Copy the lines below as they are; omit the images they contain.

[Dataset extract]:
================================

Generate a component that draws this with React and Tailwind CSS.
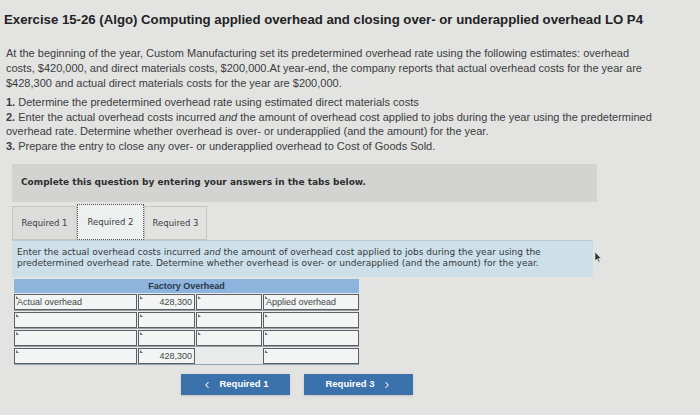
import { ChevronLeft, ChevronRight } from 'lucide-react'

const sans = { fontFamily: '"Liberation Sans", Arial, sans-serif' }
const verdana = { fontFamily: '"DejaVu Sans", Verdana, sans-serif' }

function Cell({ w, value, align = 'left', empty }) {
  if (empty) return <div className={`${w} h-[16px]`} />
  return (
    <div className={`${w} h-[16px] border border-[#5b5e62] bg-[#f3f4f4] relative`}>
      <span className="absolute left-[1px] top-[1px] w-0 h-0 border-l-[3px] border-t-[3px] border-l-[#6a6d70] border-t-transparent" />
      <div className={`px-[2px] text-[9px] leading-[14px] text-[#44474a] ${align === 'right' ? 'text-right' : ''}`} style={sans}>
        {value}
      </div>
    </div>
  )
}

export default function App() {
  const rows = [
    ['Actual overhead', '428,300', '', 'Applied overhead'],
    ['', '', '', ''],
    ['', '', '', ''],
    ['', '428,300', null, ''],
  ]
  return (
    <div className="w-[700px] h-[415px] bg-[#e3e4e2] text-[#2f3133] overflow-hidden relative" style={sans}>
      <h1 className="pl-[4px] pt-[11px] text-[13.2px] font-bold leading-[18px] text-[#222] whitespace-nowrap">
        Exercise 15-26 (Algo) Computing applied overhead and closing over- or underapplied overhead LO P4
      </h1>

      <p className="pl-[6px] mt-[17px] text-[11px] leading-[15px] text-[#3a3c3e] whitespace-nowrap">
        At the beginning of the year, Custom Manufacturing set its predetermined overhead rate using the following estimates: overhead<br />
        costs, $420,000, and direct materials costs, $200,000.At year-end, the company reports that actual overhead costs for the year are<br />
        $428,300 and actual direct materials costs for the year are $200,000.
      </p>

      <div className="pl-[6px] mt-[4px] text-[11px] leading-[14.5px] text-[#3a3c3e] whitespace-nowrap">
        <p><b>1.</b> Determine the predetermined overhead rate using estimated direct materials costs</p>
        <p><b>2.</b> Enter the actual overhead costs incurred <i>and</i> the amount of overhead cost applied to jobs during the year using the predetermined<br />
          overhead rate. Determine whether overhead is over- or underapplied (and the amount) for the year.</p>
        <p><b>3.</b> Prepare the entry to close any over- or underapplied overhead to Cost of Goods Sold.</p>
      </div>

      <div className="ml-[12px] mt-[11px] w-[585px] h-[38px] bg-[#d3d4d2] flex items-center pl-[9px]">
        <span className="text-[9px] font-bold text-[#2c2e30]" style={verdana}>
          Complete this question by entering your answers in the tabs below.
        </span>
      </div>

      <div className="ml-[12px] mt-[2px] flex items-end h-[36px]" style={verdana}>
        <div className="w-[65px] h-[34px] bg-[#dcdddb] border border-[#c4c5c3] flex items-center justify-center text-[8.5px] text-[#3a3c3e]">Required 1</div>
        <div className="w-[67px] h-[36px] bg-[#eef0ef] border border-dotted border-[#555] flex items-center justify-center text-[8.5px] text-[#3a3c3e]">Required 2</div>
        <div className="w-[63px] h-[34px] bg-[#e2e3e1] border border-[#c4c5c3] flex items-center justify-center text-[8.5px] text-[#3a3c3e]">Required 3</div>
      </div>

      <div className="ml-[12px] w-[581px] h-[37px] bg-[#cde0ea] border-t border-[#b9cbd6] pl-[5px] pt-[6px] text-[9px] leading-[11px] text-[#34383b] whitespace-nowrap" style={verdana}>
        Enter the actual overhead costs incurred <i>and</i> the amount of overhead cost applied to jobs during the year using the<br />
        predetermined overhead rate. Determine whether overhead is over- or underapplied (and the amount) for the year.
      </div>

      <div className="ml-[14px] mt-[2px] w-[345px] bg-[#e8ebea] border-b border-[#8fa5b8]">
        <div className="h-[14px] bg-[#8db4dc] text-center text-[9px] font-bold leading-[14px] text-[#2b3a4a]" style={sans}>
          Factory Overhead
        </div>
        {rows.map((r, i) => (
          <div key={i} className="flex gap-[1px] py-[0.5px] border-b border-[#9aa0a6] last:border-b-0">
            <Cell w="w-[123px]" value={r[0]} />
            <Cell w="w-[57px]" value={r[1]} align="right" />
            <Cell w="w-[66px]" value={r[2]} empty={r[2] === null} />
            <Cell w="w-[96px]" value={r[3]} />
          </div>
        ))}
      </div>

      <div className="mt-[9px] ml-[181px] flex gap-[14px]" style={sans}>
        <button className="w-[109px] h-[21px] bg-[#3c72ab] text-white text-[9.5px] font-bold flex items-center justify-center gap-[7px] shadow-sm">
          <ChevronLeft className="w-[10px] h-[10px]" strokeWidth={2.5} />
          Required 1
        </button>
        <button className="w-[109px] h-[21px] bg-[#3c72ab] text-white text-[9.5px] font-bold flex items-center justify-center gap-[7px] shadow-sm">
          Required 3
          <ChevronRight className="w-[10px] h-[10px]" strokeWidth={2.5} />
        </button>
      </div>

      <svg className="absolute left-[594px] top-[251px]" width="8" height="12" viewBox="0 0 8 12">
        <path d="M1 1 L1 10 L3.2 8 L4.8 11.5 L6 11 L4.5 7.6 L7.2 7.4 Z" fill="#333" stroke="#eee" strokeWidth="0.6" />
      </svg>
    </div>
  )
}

================================

[Solution to this exercise]:
Generate a component that draws this with React and Tailwind CSS.
import { ChevronLeft, ChevronRight } from 'lucide-react'

const sans = { fontFamily: '"Liberation Sans", Arial, sans-serif' }
const verdana = { fontFamily: '"DejaVu Sans", Verdana, sans-serif' }

function Cell({ w, value, align = 'left', empty }) {
  if (empty) return <div className={`${w} h-[16px]`} />
  return (
    <div className={`${w} h-[16px] border border-[#5b5e62] bg-[#f3f4f4] relative`}>
      <span className="absolute left-[1px] top-[1px] w-0 h-0 border-l-[3px] border-t-[3px] border-l-[#6a6d70] border-t-transparent" />
      <div className={`px-[2px] text-[9px] leading-[14px] text-[#44474a] ${align === 'right' ? 'text-right' : ''}`} style={sans}>
        {value}
      </div>
    </div>
  )
}

export default function App() {
  const rows = [
    ['Actual overhead', '428,300', '', 'Applied overhead'],
    ['', '', '', ''],
    ['', '', '', ''],
    ['', '428,300', null, ''],
  ]
  return (
    <div className="w-[700px] h-[415px] bg-[#e3e4e2] text-[#2f3133] overflow-hidden relative" style={sans}>
      <h1 className="pl-[4px] pt-[11px] text-[13.2px] font-bold leading-[18px] text-[#222] whitespace-nowrap">
        Exercise 15-26 (Algo) Computing applied overhead and closing over- or underapplied overhead LO P4
      </h1>

      <p className="pl-[6px] mt-[17px] text-[11px] leading-[15px] text-[#3a3c3e] whitespace-nowrap">
        At the beginning of the year, Custom Manufacturing set its predetermined overhead rate using the following estimates: overhead<br />
        costs, $420,000, and direct materials costs, $200,000.At year-end, the company reports that actual overhead costs for the year are<br />
        $428,300 and actual direct materials costs for the year are $200,000.
      </p>

      <div className="pl-[6px] mt-[4px] text-[11px] leading-[14.5px] text-[#3a3c3e] whitespace-nowrap">
        <p><b>1.</b> Determine the predetermined overhead rate using estimated direct materials costs</p>
        <p><b>2.</b> Enter the actual overhead costs incurred <i>and</i> the amount of overhead cost applied to jobs during the year using the predetermined<br />
          overhead rate. Determine whether overhead is over- or underapplied (and the amount) for the year.</p>
        <p><b>3.</b> Prepare the entry to close any over- or underapplied overhead to Cost of Goods Sold.</p>
      </div>

      <div className="ml-[12px] mt-[11px] w-[585px] h-[38px] bg-[#d3d4d2] flex items-center pl-[9px]">
        <span className="text-[9px] font-bold text-[#2c2e30]" style={verdana}>
          Complete this question by entering your answers in the tabs below.
        </span>
      </div>

      <div className="ml-[12px] mt-[2px] flex items-end h-[36px]" style={verdana}>
        <div className="w-[65px] h-[34px] bg-[#dcdddb] border border-[#c4c5c3] flex items-center justify-center text-[8.5px] text-[#3a3c3e]">Required 1</div>
        <div className="w-[67px] h-[36px] bg-[#eef0ef] border border-dotted border-[#555] flex items-center justify-center text-[8.5px] text-[#3a3c3e]">Required 2</div>
        <div className="w-[63px] h-[34px] bg-[#e2e3e1] border border-[#c4c5c3] flex items-center justify-center text-[8.5px] text-[#3a3c3e]">Required 3</div>
      </div>

      <div className="ml-[12px] w-[581px] h-[37px] bg-[#cde0ea] border-t border-[#b9cbd6] pl-[5px] pt-[6px] text-[9px] leading-[11px] text-[#34383b] whitespace-nowrap" style={verdana}>
        Enter the actual overhead costs incurred <i>and</i> the amount of overhead cost applied to jobs during the year using the<br />
        predetermined overhead rate. Determine whether overhead is over- or underapplied (and the amount) for the year.
      </div>

      <div className="ml-[14px] mt-[2px] w-[345px] bg-[#e8ebea] border-b border-[#8fa5b8]">
        <div className="h-[14px] bg-[#8db4dc] text-center text-[9px] font-bold leading-[14px] text-[#2b3a4a]" style={sans}>
          Factory Overhead
        </div>
        {rows.map((r, i) => (
          <div key={i} className="flex gap-[1px] py-[0.5px] border-b border-[#9aa0a6] last:border-b-0">
            <Cell w="w-[123px]" value={r[0]} />
            <Cell w="w-[57px]" value={r[1]} align="right" />
            <Cell w="w-[66px]" value={r[2]} empty={r[2] === null} />
            <Cell w="w-[96px]" value={r[3]} />
          </div>
        ))}
      </div>

      <div className="mt-[9px] ml-[181px] flex gap-[14px]" style={sans}>
        <button className="w-[109px] h-[21px] bg-[#3c72ab] text-white text-[9.5px] font-bold flex items-center justify-center gap-[7px] shadow-sm">
          <ChevronLeft className="w-[10px] h-[10px]" strokeWidth={2.5} />
          Required 1
        </button>
        <button className="w-[109px] h-[21px] bg-[#3c72ab] text-white text-[9.5px] font-bold flex items-center justify-center gap-[7px] shadow-sm">
          Required 3
          <ChevronRight className="w-[10px] h-[10px]" strokeWidth={2.5} />
        </button>
      </div>

      <svg className="absolute left-[594px] top-[251px]" width="8" height="12" viewBox="0 0 8 12">
        <path d="M1 1 L1 10 L3.2 8 L4.8 11.5 L6 11 L4.5 7.6 L7.2 7.4 Z" fill="#333" stroke="#eee" strokeWidth="0.6" />
      </svg>
    </div>
  )
}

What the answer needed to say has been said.